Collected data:
** BEGIN **

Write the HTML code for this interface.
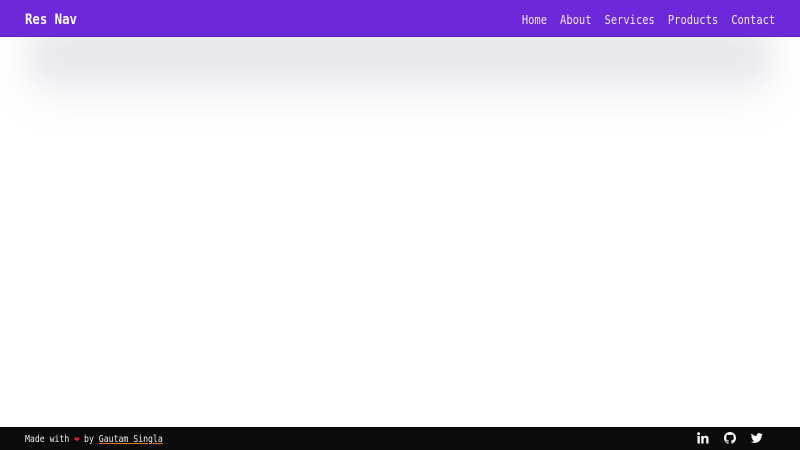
<!DOCTYPE html>
<html><head><style>
*{margin:0;padding:0;box-sizing:border-box}
body{width:800px;height:450px;background:#fff;font-family:"DejaVu Sans Mono","Liberation Mono",monospace;position:relative;overflow:hidden}
header{position:absolute;top:0;left:0;width:800px;height:37px;background:#6d28d9;border-bottom:1px solid #5b21b6;z-index:2}
.logo{position:absolute;left:25px;top:12px;color:#fff;font-weight:bold;font-size:14px;transform:scaleX(0.88);transform-origin:left}
nav{position:absolute;right:25px;top:13px;font-size:12px;color:#f1eaff;transform:scaleX(0.87);transform-origin:right;white-space:nowrap}
nav span{margin-left:15px}
.sh{position:absolute;top:30px;left:30px;width:740px;height:80px;background:linear-gradient(#dcdce4 0%,#e4e4ea 35%,rgba(245,245,248,0) 100%);filter:blur(18px)}
footer{position:absolute;bottom:0;left:0;width:800px;height:23px;background:#0b0b0b;color:#eee;font-size:9.5px}
.m{position:absolute;left:25px;top:7px;transform:scaleX(0.86);transform-origin:left;white-space:nowrap}
.m u{text-decoration-color:#e07a2a}
.ic{position:absolute;top:5px;color:#fff}
</style></head><body>
<div class="sh"></div>
<header><div class="logo">Res Nav</div>
<nav><span>Home</span><span>About</span><span>Services</span><span>Products</span><span>Contact</span></nav></header>
<footer><div class="m">Made with <span style="color:#e11d48">❤</span> by <u>Gautam Singla</u></div>
<svg class="ic" style="left:697px" width="12" height="12" viewBox="0 0 12 12" fill="#fff"><rect x="0.5" y="4" width="2.3" height="7.5"/><circle cx="1.6" cy="1.6" r="1.4"/><path d="M4.3 4h2.2v1.1C7 4.2 8 3.8 9 3.8c2 0 2.5 1.3 2.5 3v4.7H9.2V7.3c0-.9-.2-1.6-1.1-1.6-1 0-1.5.7-1.5 1.7v4.1H4.3z"/></svg>
<svg class="ic" style="left:724px" width="12" height="12" viewBox="0 0 16 16" fill="#fff"><path d="M8 0C3.6 0 0 3.6 0 8c0 3.5 2.3 6.5 5.5 7.6.4.1.5-.2.5-.4v-1.4c-2.2.5-2.7-1-2.7-1-.4-.9-.9-1.2-.9-1.2-.7-.5.1-.5.1-.5.8.1 1.2.8 1.2.8.7 1.2 1.9.9 2.3.7.1-.5.3-.9.5-1.1-1.8-.2-3.6-.9-3.6-4 0-.9.3-1.6.8-2.1-.1-.2-.4-1 .1-2.1 0 0 .7-.2 2.2.8.6-.2 1.3-.3 2-.3s1.4.1 2 .3c1.5-1 2.2-.8 2.2-.8.4 1.1.2 1.9.1 2.1.5.6.8 1.3.8 2.1 0 3.1-1.9 3.7-3.6 3.9.3.3.5.8.5 1.5v2.2c0 .2.1.5.6.4C13.7 14.5 16 11.5 16 8c0-4.4-3.6-8-8-8z"/></svg>
<svg class="ic" style="left:751px" width="12" height="12" viewBox="0 0 24 24" fill="#fff"><path d="M23.6 4.6c-.9.4-1.8.6-2.8.8 1-.6 1.8-1.6 2.1-2.7-.9.6-2 1-3.1 1.2-.9-1-2.2-1.6-3.6-1.6-2.7 0-4.9 2.2-4.9 4.9 0 .4 0 .8.1 1.1C7.4 8.1 3.7 6.1 1.3 3.1c-.4.7-.7 1.6-.7 2.5 0 1.7.9 3.2 2.2 4.1-.8 0-1.6-.2-2.2-.6v.1c0 2.4 1.7 4.4 3.9 4.8-.4.1-.8.2-1.3.2-.3 0-.6 0-.9-.1.6 2 2.4 3.4 4.6 3.4-1.7 1.3-3.8 2.1-6.1 2.1-.4 0-.8 0-1.2-.1 2.2 1.4 4.8 2.2 7.5 2.2 9.1 0 14-7.5 14-14v-.6c1-.7 1.8-1.6 2.5-2.5z"/></svg>
</footer>
</body></html>
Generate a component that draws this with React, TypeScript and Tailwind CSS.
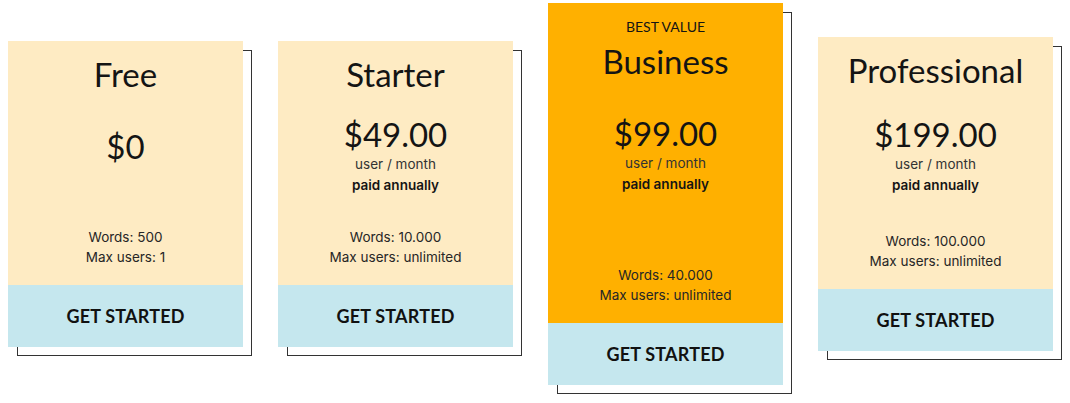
import React from "react";

type Plan = {
  name: string;
  price: string;
  billed: boolean;
  words: string;
  users: string;
  highlight?: boolean;
  height: string;
  priceGap: string;
};

const plans: Plan[] = [
  { name: "Free", price: "$0", billed: false, words: "500", users: "1", height: "h-[244px]", priceGap: "mt-[32px]" },
  { name: "Starter", price: "$49.00", billed: true, words: "10.000", users: "unlimited", height: "h-[244px]", priceGap: "mt-[20px]" },
  { name: "Business", price: "$99.00", billed: true, words: "40.000", users: "unlimited", highlight: true, height: "h-[320px]", priceGap: "mt-[32px]" },
  { name: "Professional", price: "$199.00", billed: true, words: "100.000", users: "unlimited", height: "h-[252px]", priceGap: "mt-[24px]" },
];

const small = { fontFamily: "Inter, 'Noto Sans', sans-serif" };

function PlanCard({ plan }: { plan: Plan }) {
  return (
    <div className="w-[235px] flex flex-col shadow-[9px_9px_0_-1px_#fff,9px_9px_0_0_#333] text-[#141414]">
      {/* top block */}
      <div
        className={`${plan.height} flex flex-col items-center ${plan.highlight ? "bg-[#ffb000] pt-[14px]" : "bg-[#feebc3] pt-[13px]"}`}
      >
        {plan.highlight && <div className="text-[14px] leading-[20px] mb-[4px]">BEST VALUE</div>}
        <div className="text-[33px] leading-[40px]">{plan.name}</div>
        <div className={`${plan.priceGap} text-[33px] leading-[40px]`}>{plan.price}</div>
        {plan.billed && (
          <div style={small} className="text-center text-[13.5px] leading-[21px]">
            <div className="text-[#333]">user / month</div>
            <div className="font-semibold">paid annually</div>
          </div>
        )}
        <div className="flex-1" />
        <div style={small} className="text-[13.5px] leading-[20px] text-[#262626] pb-[18px] text-center">
          <div>Words: {plan.words}</div>
          <div>Max users: {plan.users}</div>
        </div>
      </div>
      <button className="h-[62px] bg-[#c5e7ee] text-[18px] font-bold tracking-[0.2px] text-[#111]">
        GET STARTED
      </button>
    </div>
  );
}

export default function App() {
  return (
    <div
      className="w-[1070px] h-[403px] bg-white flex items-center gap-[35px] pl-[8px] pb-[15px]"
      style={{ fontFamily: "Lato, 'Noto Sans', sans-serif" }}
    >
      {plans.map((p) => (
        <PlanCard key={p.name} plan={p} />
      ))}
    </div>
  );
}
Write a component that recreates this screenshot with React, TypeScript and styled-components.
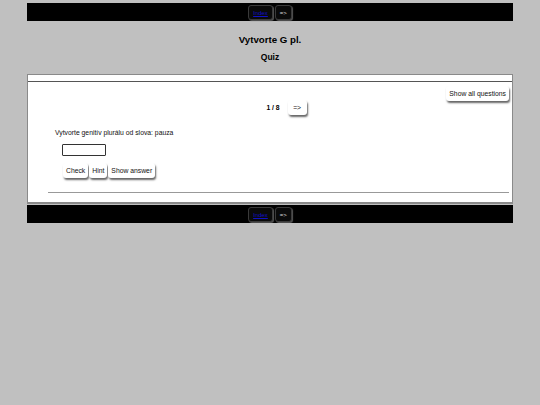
import React from 'react';
import styled, { createGlobalStyle } from 'styled-components';

const GlobalStyle = createGlobalStyle`
  html, body {
    margin: 0;
    padding: 0;
    background: #c0c0c0;
    font-family: "Liberation Sans", Arial, sans-serif;
  }
`;

const Page = styled.div`
  width: 486px;
  margin: 3px auto 0;
`;

const NavBar = styled.nav<{ $bottom?: boolean }>`
  display: flex;
  justify-content: center;
  align-items: center;
  gap: 2px;
  height: 18px;
  margin-top: ${(p) => (p.$bottom ? '1px' : '0')};
  background: #000;
  padding-top: 1px;
  box-sizing: border-box;
`;

const NavButton = styled.a<{ $link?: boolean }>`
  display: flex;
  align-items: center;
  justify-content: center;
  height: 15px;
  padding: 0 4px;
  box-sizing: border-box;
  border: 1px solid #3a3a3a;
  border-radius: 3px;
  background: #0a0a0a;
  box-shadow: 1px 1px 1px #555;
  font-size: 6px;
  color: ${(p) => (p.$link ? '#1010c8' : '#ddd')};
  text-decoration: ${(p) => (p.$link ? 'underline' : 'none')};
`;

const Title = styled.h1`
  margin: 13px 0 0;
  font-size: 9.7px;
  line-height: 12px;
  text-align: center;
`;

const Subtitle = styled.h2`
  margin: 6px 0 0;
  font-size: 8.5px;
  line-height: 10px;
  text-align: center;
`;

const Card = styled.section`
  margin-top: 12px;
  background: #fff;
  border: 1px solid #8a8a8a;
  border-bottom-width: 2px;
`;

const CardHead = styled.div`
  height: 6px;
  border-bottom: 1px solid #555;
`;

const CardBody = styled.div`
  padding: 4px 3px 9px 20px;
`;

const TopRow = styled.div`
  display: flex;
  justify-content: flex-end;
`;

const Button = styled.button`
  font-family: inherit;
  font-size: 6.8px;
  height: 15px;
  padding: 0 3px;
  background: #fff;
  color: #111;
  border: none;
  border-radius: 3px;
  box-shadow: 1px 2px 2px #666;
  cursor: pointer;
`;

const Pager = styled.div`
  display: flex;
  justify-content: center;
  align-items: center;
  gap: 8px;
  margin-top: -1px;
  padding-left: 16px;
  font-size: 6.8px;
  font-weight: bold;
`;

const WideButton = styled(Button)`
  width: 19px;
  padding: 0;
`;

const Question = styled.p`
  margin: 14px 0 0 7px;
  font-size: 6.8px;
  color: #111;
`;

const Answer = styled.input`
  display: block;
  margin: 8px 0 0 14px;
  width: 44px;
  height: 12px;
  box-sizing: border-box;
  border: 1px solid #333;
  border-radius: 1px;
  font-size: 6px;
`;

const Actions = styled.div`
  display: flex;
  gap: 1px;
  margin: 7px 0 0 15px;
`;

const Rule = styled.hr`
  margin: 14px 0 0 0;
  border: none;
  border-top: 1px solid #999;
`;

function Nav({ bottom }: { bottom?: boolean }) {
  return (
    <NavBar $bottom={bottom}>
      <NavButton $link href="#">Index</NavButton>
      <NavButton>=&gt;</NavButton>
    </NavBar>
  );
}

export default function App() {
  return (
    <>
      <GlobalStyle />
      <Page>
        <Nav />
        <Title>Vytvorte G pl.</Title>
        <Subtitle>Quiz</Subtitle>
        <Card>
          <CardHead />
          <CardBody>
            <TopRow>
              <Button>Show all questions</Button>
            </TopRow>
            <Pager>
              <span>1 / 8</span>
              <WideButton>=&gt;</WideButton>
            </Pager>
            <Question>Vytvorte genitív plurálu od slova: pauza</Question>
            <Answer type="text" />
            <Actions>
              <Button>Check</Button>
              <Button>Hint</Button>
              <Button>Show answer</Button>
            </Actions>
            <Rule />
          </CardBody>
        </Card>
        <Nav bottom />
      </Page>
    </>
  );
}
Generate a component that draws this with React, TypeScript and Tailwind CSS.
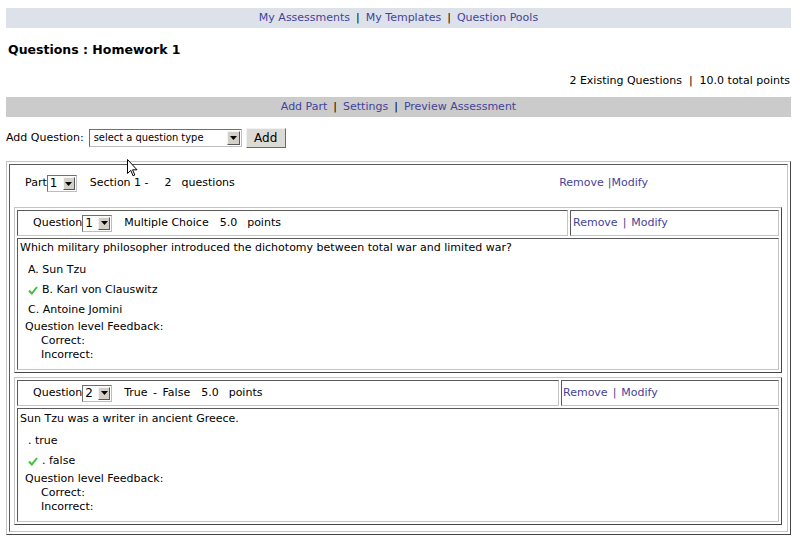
import React from "react";

const inset =
  "border border-t-[#5a5a5a] border-l-[#5a5a5a] border-r-[#c4c4c4] border-b-[#c4c4c4]";
const outset =
  "border border-t-[#c4c4c4] border-l-[#c4c4c4] border-r-[#454545] border-b-[#454545]";

const Arrow = () => (
  <svg width="7" height="4" viewBox="0 0 7 4">
    <polygon points="0,0 7,0 3.5,4" fill="#000" />
  </svg>
);

const MiniSelect = ({ v }: { v: string }) => (
  <span className="inline-flex h-[17px] w-[30px] items-stretch border border-t-[#6f6f6f] border-l-[#6f6f6f] border-r-[#bdbdbd] border-b-[#bdbdbd] bg-white">
    <span className="flex-1 pl-[2px] text-[12px] leading-[15px] text-black">{v}</span>
    <span className="m-[1px] flex w-[12px] items-center justify-center border border-t-[#f4f4f4] border-l-[#f4f4f4] border-r-[#555] border-b-[#555] bg-[#d4d0c8]">
      <Arrow />
    </span>
  </span>
);

const Check = () => (
  <svg width="10" height="9" viewBox="0 0 10 9" className="mr-[4px]">
    <polyline points="1,4.5 3.8,7.5 9,1" fill="none" stroke="#3fbf3f" strokeWidth="2" />
  </svg>
);

const Link = ({ children }: { children: React.ReactNode }) => (
  <span className="text-[#43439a]">{children}</span>
);

const QBlock = ({
  num,
  type,
  typeCls,
  c1,
  c2,
  c2pl,
  contentCls,
  fbCls,
  question,
  answers,
}: {
  num: string;
  type: string;
  typeCls: string;
  c1: string;
  c2: string;
  c2pl: string;
  contentCls: string;
  fbCls: string;
  question: string;
  answers: { text: string; correct?: boolean }[];
}) => (
  <div className={`${outset} ml-[4px] flex w-[768px] flex-col gap-[2px] p-[2px]`}>
    <div className="flex gap-[2px]">
      <div className={`${inset} ${c1} flex h-[26px] items-center pl-[15px]`}>
        <span>Question</span>
        <MiniSelect v={num} />
        <span className={`ml-[12px] ${typeCls}`}>{type}</span>
        <span className="ml-[11px]">5.0</span>
        <span className="ml-[10px]">points</span>
      </div>
      <div className={`${inset} ${c2} ${c2pl} flex h-[26px] items-center`}>
        <Link>Remove</Link>
        <span className="mx-[5px] text-[#43439a]">|</span>
        <Link>Modify</Link>
      </div>
    </div>
    <div className={`${inset} ${contentCls}`}>
      <div className="h-[18px] pl-[2px] leading-[18px]">{question}</div>
      <div className="mt-[3px]">
        {answers.map((a, i) => (
          <div key={i} className="flex h-[20px] items-center pl-[10px]">
            {a.correct && <Check />}
            <span>{a.text}</span>
          </div>
        ))}
      </div>
      <div className={`leading-[14px] ${fbCls}`}>
        <div className="pl-[7px]">Question level Feedback:</div>
        <div className="pl-[23px]">Correct:</div>
        <div className="pl-[23px]">Incorrect:</div>
      </div>
    </div>
  </div>
);

export default function App() {
  return (
    <div className="relative min-h-[545px] w-[800px] bg-white px-[6px] pt-px font-['DejaVu_Sans',Verdana,sans-serif] text-[11px] text-black">
      <div className="mt-[7px] flex h-[20px] w-[785px] items-center justify-center bg-[#dde2ea]">
        <Link>My Assessments</Link>
        <span className="mx-[6px] text-black">|</span>
        <Link>My Templates</Link>
        <span className="mx-[6px] text-black">|</span>
        <Link>Question Pools</Link>
      </div>

      <div className="mt-[14px] pl-[2px] text-[12.5px] font-bold leading-[16px]">Questions : Homework 1</div>

      <div className="mt-[15px] w-[784px] text-right leading-[16px]">
        2 Existing Questions&nbsp;&nbsp;|&nbsp;&nbsp;10.0 total points
      </div>

      <div className="mt-[8px] flex h-[20px] w-[785px] items-center justify-center bg-[#cbcbcb]">
        <Link>Add Part</Link>
        <span className="mx-[6px]">|</span>
        <Link>Settings</Link>
        <span className="mx-[6px]">|</span>
        <Link>Preview Assessment</Link>
      </div>

      <div className="mt-[11px] flex h-[20px] items-center">
        <span>Add Question:</span>
        <span className="ml-[5px] inline-flex h-[18px] w-[153px] items-stretch border border-t-[#6f6f6f] border-l-[#6f6f6f] border-r-[#bdbdbd] border-b-[#bdbdbd] bg-white">
          <span className="flex-1 pl-[4px] font-['DejaVu_Sans_Condensed','DejaVu_Sans',sans-serif] text-[11px] leading-[16px]">
            select a question type
          </span>
          <span className="m-[1px] flex w-[13px] items-center justify-center border border-t-[#f4f4f4] border-l-[#f4f4f4] border-r-[#555] border-b-[#555] bg-[#d4d0c8]">
            <Arrow />
          </span>
        </span>
        <span className="ml-[4px] flex h-[20px] w-[40px] items-center justify-center border border-t-[#f2f2f2] border-l-[#f2f2f2] border-r-[#6a6a6a] border-b-[#6a6a6a] bg-[#dcdad5] text-[12px]">
          Add
        </span>
      </div>

      <div className={`${outset} mt-[13px] w-[785px] p-[2px]`}>
        <div className={`${inset} pb-[6px]`}>
          <div className="flex h-[37px] items-center pl-[15px]">
            <span>Part</span>
            <MiniSelect v="1" />
            <span className="ml-[13px]">Section 1 -</span>
            <span className="ml-[16px]">2</span>
            <span className="ml-[10px]">questions</span>
            <span className="ml-auto mr-[139px]">
              <Link>Remove</Link>
              <span className="ml-[4px] text-[#43439a]">|</span>
              <Link>Modify</Link>
            </span>
          </div>
          <div className="mt-[5px]">
            <QBlock
              num="1"
              type="Multiple Choice"
              typeCls=""
              c1="w-[551px]"
              c2="w-[209px]"
              c2pl="pl-[2px]"
              contentCls="pb-[7px]"
              fbCls=""
              question="Which military philosopher introduced the dichotomy between total war and limited war?"
              answers={[
                { text: "A. Sun Tzu" },
                { text: "B. Karl von Clauswitz", correct: true },
                { text: "C. Antoine Jomini" },
              ]}
            />
          </div>
          <div className="mt-[4px]">
            <QBlock
              num="2"
              type="True - False"
              typeCls="[word-spacing:2px]"
              c1="w-[542px]"
              c2="w-[218px]"
              c2pl="pl-[1px]"
              contentCls="pt-[1px] pb-[7px]"
              fbCls="mt-[1px]"
              question="Sun Tzu was a writer in ancient Greece."
              answers={[{ text: ". true" }, { text: ". false", correct: true }]}
            />
          </div>
        </div>
      </div>

      <svg
        className="absolute left-[127px] top-[159px]"
        width="11"
        height="18"
        viewBox="0 0 11 18"
      >
        <polygon
          points="0.5,0.5 0.5,14.5 3.8,11.3 6,16.8 7.8,16 5.6,10.8 10,10.8"
          fill="#fff"
          stroke="#000"
          strokeWidth="1"
        />
      </svg>
    </div>
  );
}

** END **

Only a number is wanted: how many lines of the data above contain "React"?

7